TASK TO CARRY OUT: Your reply should be one number: the count of lines holding the word "components".

DATASET EXTRACT:
--*--

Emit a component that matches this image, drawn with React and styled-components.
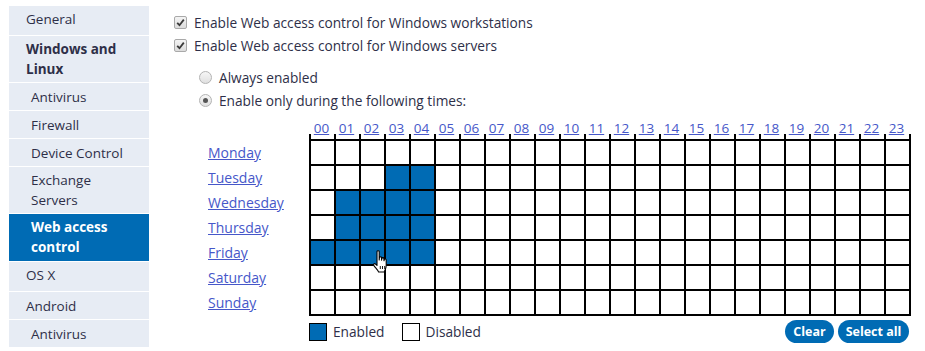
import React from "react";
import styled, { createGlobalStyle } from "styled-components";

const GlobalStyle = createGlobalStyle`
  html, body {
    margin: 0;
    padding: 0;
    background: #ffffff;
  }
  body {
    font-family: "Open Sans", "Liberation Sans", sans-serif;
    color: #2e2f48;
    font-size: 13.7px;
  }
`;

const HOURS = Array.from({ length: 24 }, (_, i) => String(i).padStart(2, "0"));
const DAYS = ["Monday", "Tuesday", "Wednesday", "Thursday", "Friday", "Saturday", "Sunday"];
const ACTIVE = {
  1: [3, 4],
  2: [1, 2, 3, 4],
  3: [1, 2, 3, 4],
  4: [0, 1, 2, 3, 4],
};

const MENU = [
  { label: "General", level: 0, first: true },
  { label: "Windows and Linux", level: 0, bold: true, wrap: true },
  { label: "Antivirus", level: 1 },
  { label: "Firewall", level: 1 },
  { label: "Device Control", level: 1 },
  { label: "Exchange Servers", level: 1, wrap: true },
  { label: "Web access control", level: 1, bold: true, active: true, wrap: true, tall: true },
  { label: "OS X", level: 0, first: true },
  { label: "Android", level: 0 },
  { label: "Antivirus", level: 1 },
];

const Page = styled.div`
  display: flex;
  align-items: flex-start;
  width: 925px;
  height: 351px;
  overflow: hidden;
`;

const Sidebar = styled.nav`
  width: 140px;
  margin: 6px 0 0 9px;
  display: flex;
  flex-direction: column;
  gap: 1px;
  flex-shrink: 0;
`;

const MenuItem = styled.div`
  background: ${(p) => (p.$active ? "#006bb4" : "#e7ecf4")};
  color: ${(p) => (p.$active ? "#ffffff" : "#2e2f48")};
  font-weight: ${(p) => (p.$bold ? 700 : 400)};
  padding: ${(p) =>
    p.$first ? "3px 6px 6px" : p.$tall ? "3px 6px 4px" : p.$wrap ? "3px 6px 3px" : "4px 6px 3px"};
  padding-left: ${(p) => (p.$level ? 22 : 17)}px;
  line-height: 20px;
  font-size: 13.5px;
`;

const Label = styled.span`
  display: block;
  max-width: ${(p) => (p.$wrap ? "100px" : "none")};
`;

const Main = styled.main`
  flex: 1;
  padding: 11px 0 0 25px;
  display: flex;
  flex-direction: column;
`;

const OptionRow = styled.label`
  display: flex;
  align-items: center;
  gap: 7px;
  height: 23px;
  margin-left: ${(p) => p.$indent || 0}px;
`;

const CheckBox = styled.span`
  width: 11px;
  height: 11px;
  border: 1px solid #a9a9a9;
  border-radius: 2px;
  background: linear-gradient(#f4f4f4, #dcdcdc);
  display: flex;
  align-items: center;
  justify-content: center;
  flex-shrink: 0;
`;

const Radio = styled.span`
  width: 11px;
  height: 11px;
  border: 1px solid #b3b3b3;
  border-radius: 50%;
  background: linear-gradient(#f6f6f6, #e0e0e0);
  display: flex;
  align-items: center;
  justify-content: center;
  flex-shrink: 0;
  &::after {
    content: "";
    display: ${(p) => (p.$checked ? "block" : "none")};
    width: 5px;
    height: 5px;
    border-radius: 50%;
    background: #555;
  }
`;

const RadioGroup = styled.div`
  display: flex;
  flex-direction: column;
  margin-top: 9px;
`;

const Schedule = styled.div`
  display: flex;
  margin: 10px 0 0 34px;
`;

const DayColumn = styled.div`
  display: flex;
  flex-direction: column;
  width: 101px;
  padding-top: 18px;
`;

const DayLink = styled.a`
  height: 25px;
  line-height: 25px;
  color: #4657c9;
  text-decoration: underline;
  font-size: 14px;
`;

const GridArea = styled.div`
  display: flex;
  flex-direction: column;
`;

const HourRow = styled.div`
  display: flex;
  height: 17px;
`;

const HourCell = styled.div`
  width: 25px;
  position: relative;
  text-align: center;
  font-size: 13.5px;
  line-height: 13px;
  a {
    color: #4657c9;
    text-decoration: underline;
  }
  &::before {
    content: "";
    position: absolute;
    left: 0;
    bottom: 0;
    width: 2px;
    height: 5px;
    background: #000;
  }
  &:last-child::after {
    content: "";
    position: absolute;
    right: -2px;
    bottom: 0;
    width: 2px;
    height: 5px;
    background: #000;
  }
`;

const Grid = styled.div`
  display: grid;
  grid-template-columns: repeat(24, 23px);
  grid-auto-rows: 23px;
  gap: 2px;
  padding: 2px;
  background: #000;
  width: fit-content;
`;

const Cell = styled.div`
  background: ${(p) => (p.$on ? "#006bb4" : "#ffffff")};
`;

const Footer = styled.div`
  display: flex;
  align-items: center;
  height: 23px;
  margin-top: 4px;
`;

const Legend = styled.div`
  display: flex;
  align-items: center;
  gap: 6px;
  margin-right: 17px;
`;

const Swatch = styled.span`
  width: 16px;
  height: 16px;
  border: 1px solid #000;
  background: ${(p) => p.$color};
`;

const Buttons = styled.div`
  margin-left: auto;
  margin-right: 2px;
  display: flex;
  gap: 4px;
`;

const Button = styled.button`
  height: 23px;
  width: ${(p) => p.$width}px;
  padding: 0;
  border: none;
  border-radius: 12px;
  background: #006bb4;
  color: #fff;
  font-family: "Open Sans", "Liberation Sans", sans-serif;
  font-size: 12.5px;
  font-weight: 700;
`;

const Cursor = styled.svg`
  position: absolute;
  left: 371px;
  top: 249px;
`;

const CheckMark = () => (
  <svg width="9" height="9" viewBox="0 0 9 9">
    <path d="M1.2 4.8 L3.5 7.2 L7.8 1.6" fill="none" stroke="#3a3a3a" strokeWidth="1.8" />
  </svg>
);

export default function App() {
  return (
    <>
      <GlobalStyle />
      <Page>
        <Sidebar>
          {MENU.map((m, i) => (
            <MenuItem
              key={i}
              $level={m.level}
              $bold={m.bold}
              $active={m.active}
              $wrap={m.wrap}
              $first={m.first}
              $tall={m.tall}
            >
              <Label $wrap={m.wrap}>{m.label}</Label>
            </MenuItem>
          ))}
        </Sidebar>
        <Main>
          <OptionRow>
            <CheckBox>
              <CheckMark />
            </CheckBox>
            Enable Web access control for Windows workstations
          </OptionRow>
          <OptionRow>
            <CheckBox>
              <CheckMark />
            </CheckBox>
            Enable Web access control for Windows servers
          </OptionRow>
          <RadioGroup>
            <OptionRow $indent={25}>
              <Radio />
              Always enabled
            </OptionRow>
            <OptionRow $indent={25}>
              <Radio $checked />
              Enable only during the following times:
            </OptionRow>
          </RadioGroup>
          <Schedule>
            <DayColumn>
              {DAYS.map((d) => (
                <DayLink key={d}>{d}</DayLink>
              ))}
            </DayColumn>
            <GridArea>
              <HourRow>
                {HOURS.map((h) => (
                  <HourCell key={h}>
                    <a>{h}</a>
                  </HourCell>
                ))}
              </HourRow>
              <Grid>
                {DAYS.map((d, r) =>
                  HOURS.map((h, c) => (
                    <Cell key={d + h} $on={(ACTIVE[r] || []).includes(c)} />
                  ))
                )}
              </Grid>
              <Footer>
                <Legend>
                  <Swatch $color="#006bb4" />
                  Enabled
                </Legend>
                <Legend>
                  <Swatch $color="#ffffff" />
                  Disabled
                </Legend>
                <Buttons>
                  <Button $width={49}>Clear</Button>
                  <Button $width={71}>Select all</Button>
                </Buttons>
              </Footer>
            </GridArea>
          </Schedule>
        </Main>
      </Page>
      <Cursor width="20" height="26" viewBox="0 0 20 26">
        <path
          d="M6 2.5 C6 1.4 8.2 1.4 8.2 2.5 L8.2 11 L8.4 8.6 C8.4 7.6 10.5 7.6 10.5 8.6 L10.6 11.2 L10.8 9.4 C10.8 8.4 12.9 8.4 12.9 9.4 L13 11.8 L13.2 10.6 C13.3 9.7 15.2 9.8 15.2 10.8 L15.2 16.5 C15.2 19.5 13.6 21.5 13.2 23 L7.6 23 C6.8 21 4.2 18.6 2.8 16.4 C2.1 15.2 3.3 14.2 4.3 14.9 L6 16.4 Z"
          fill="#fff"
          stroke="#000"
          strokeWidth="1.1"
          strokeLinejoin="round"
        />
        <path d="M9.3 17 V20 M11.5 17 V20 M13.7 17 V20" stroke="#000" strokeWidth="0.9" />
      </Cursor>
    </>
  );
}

--*--

RESULT FOR THIS TASK: 2